The influence of woven fabric structures on the continuous dyeing of Lyocell fabrics with reactive dyes

Abstract

Tencel, a regenerated cellulosic fibre is synthesised by an environmental friendly process. It can be dyed by the same dye types as recommended for other cellulosic fibres. The behaviour of reactive dyes on Tencel woven fabric varies with the type and the density of woven fabric. The highly crystalline Tencel fibre is less easy to dye uniformly by the continuous dyeing methods because of the short time of contact between the dye and fibre. The purpose of this work is to investigate the influences of weave structure on dyeing of standard Tencel fabric using reactive dyes applied by continuous dyeing methods. Programmes are developed using Matlab software to measure the fabric porosity and uniformity of fibre coloration (UFC) in the yarns of the woven fabric.
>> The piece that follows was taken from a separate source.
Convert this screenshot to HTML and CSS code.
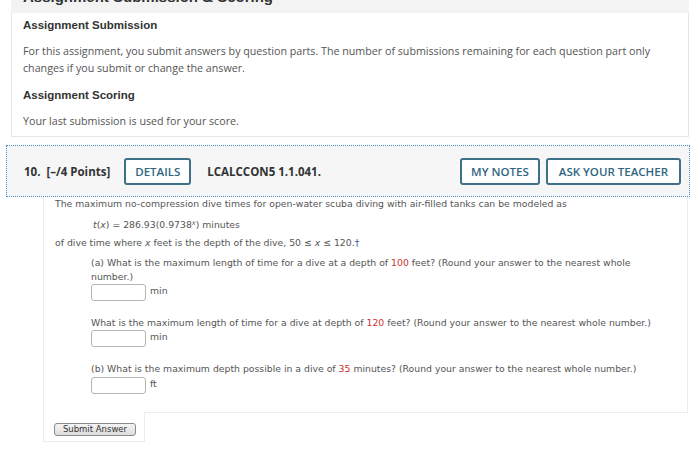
FILE: index.html
```html
<!DOCTYPE html>
<html>
<head>
<meta charset="utf-8">
<link rel="stylesheet" href="styles.css">
</head>
<body>
<div class="info">
  <div class="info-head">Assignment Submission &amp; Scoring</div>
  <div class="info-body">
    <h3 class="info-title">Assignment Submission</h3>
    <p class="info-text">For this assignment, you submit answers by question parts. The number of submissions remaining for each question part only changes if you submit or change the answer.</p>
    <h3 class="info-title">Assignment Scoring</h3>
    <p class="info-text info-last">Your last submission is used for your score.</p>
  </div>
</div>

<div class="question">
  <div class="q-head">
    <span class="q-num">10.&nbsp; [–/4 Points]</span>
    <span class="q-btn">DETAILS</span>
    <span class="q-code">LCALCCON5 1.1.041.</span>
    <span class="q-spacer"></span>
    <span class="q-btn">MY NOTES</span>
    <span class="q-btn q-btn-wide">ASK YOUR TEACHER</span>
  </div>
  <div class="q-body">
    <p class="q-line">The maximum no-compression dive times for open-water scuba diving with air-filled tanks can be modeled as</p>
    <p class="q-formula"><i>t</i>(<i>x</i>) = 286.93(0.9738<sup class="sup"><i>x</i></sup>) minutes</p>
    <p class="q-line q-after">of dive time where <i>x</i> feet is the depth of the dive, 50 ≤ <i>x</i> ≤ 120.<span class="dagger">†</span></p>
    <div class="part part-a">
      <p class="q-line">(a) What is the maximum length of time for a dive at a depth of <span class="red">100</span> feet? (Round your answer to the nearest whole number.)</p>
      <div class="answer"><span class="box"></span><span class="unit">min</span></div>
    </div>
    <div class="part">
      <p class="q-line">What is the maximum length of time for a dive at depth of <span class="red">120</span> feet? (Round your answer to the nearest whole number.)</p>
      <div class="answer"><span class="box"></span><span class="unit">min</span></div>
    </div>
    <div class="part">
      <p class="q-line">(b) What is the maximum depth possible in a dive of <span class="red">35</span> minutes? (Round your answer to the nearest whole number.)</p>
      <div class="answer answer-b"><span class="box"></span><span class="unit">ft</span></div>
    </div>
  </div>
  <div class="q-foot">
    <div class="submit-cell"><span class="submit-btn">Submit Answer</span></div>
    <div class="foot-rest"></div>
  </div>
</div>
</body>
</html>
```

FILE: styles.css
```css
html, body {
  margin: 0;
  padding: 0;
  background: #ffffff;
}

body {
  width: 700px;
  height: 451px;
  overflow: hidden;
}

.info {
  margin: -12px 11px 0 11px;
}

.info-head {
  height: 25px;
  line-height: 17px;
  background: #f3f3f3;
  padding-left: 12px;
  box-sizing: border-box;
  font-family: "Liberation Sans", Arial, sans-serif;
  font-weight: bold;
  font-size: 15px;
  color: #333333;
}

.info-body {
  border: 1px solid #e6e6e6;
  border-top: none;
  padding: 4px 12px 6px 11px;
}

.info-title {
  margin: 0;
  font-family: "Liberation Sans", Arial, sans-serif;
  font-weight: bold;
  font-size: 11.5px;
  line-height: 16px;
  color: #333333;
}

.info-text {
  margin: 10px 0;
  font-family: "Open Sans", sans-serif;
  font-size: 10.7px;
  line-height: 17px;
  color: #555555;
}

.info-last {
  margin-bottom: 0;
}

.question {
  margin: 8px 10px 0 6px;
}

.q-head {
  display: flex;
  align-items: center;
  height: 27px;
  padding: 12px 8px 11px 17px;
  background: #f6f6f6;
  border: 1px dotted #4f8fc2;
  font-family: "Open Sans", sans-serif;
  color: #333333;
}

.q-num {
  font-weight: bold;
  font-size: 11.5px;
  margin-right: 14px;
}

.q-code {
  font-weight: bold;
  font-size: 11.5px;
  margin-left: 16px;
}

.q-spacer {
  flex: 1;
}

.q-btn {
  box-sizing: border-box;
  height: 27px;
  line-height: 23px;
  padding: 0 9px;
  border: 2px solid #3e7088;
  border-radius: 3px;
  background: #ffffff;
  color: #2f6580;
  font-weight: 600;
  font-size: 11.5px;
}

.q-btn + .q-btn {
  margin-left: 6px;
}

.q-btn-wide {
  padding: 0 11px;
}

.q-body {
  margin-left: 37px;
  margin-right: 2px;
  border-left: 1px solid #ececec;
  border-right: 1px solid #ececec;
  padding: 0 0 17px 11px;
  font-family: "DejaVu Sans", Verdana, sans-serif;
  font-size: 9.3px;
  color: #555555;
}

.q-line {
  margin: 0;
  line-height: 14px;
}

.q-formula {
  margin: 7px 0 0 38px;
  line-height: 14px;
}

.q-after {
  margin-top: 4px;
}

.sup {
  font-size: 6.5px;
  vertical-align: 3px;
  line-height: 0;
}

.dagger {
  color: #3a55a0;
}

.red {
  color: #d0312d;
}

.part {
  margin: 14px 0 0 36px;
  width: 572px;
}

.part-a {
  margin-top: 6px;
}

.answer {
  display: flex;
  align-items: flex-start;
  height: 18px;
}

.answer-b {
  margin-top: 1px;
}

.box {
  box-sizing: border-box;
  width: 55px;
  height: 17px;
  border: 1px solid #b5b5b5;
  border-radius: 3px;
  background: #ffffff;
}

.unit {
  margin-left: 4px;
  line-height: 14px;
}

.q-foot {
  display: flex;
  margin-left: 37px;
  margin-right: 2px;
}

.submit-cell {
  width: 102px;
  height: 30px;
  border-left: 1px solid #ececec;
  border-right: 1px solid #ececec;
  border-bottom: 1px solid #ececec;
  padding: 11px 0 0 10px;
  box-sizing: border-box;
}

.foot-rest {
  flex: 1;
  border-top: 1px solid #ececec;
}

.submit-btn {
  display: block;
  box-sizing: border-box;
  width: 82px;
  height: 13px;
  line-height: 11px;
  text-align: center;
  border: 1px solid #8c8c8c;
  border-radius: 3px;
  background: linear-gradient(#f4f4f4, #dcdcdc);
  font-family: "DejaVu Sans", Verdana, sans-serif;
  font-size: 8.5px;
  color: #333333;
}
```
UFC is also measured subjectively. Firstly, fabrics of four different weave structures (plain, 2/1, 3/1, 5/1 twill fabric) are studied. The visual depth and UFC standard deviation values is highest for the 2/1 twill fabric, gradually reducing towards the 5/1 twill fabric. Secondly, nine plain weave fabrics of different fabric densities are dyed using different padding procedures - a liquor temperature of 40⁰C with a 1 min dwell time and with a 5 min dwell time, and liquor at room temperature without any dwell time. The padded fabrics are then fixed by pad-steam, pad-dry-steam, pad-batch and pad-dry-thermosol continuous dyeing processes. To improve colour depth the plain weave fabrics are given a caustic pre-treatment and their dyeing characteristics are compared with untreated fabrics. The causticised fabrics are dyed using the same padding procedures, for comparison. The optimum dyeing procedure is found to be padding with a dwell time of 1 min in liquor at 40⁰C after caustic pre-treatment to achieve the highest visual depth, dye uptake, and uniformity of fibre coloration. The fibrillation tendency of the Tencel plain weave fabrics is also reduced using this procedure. Numerical relationships are established to enable the prediction of dyeing properties such as colour strength, UFC for fabrics of different weave structures, applied by the various continuous dyeing processes.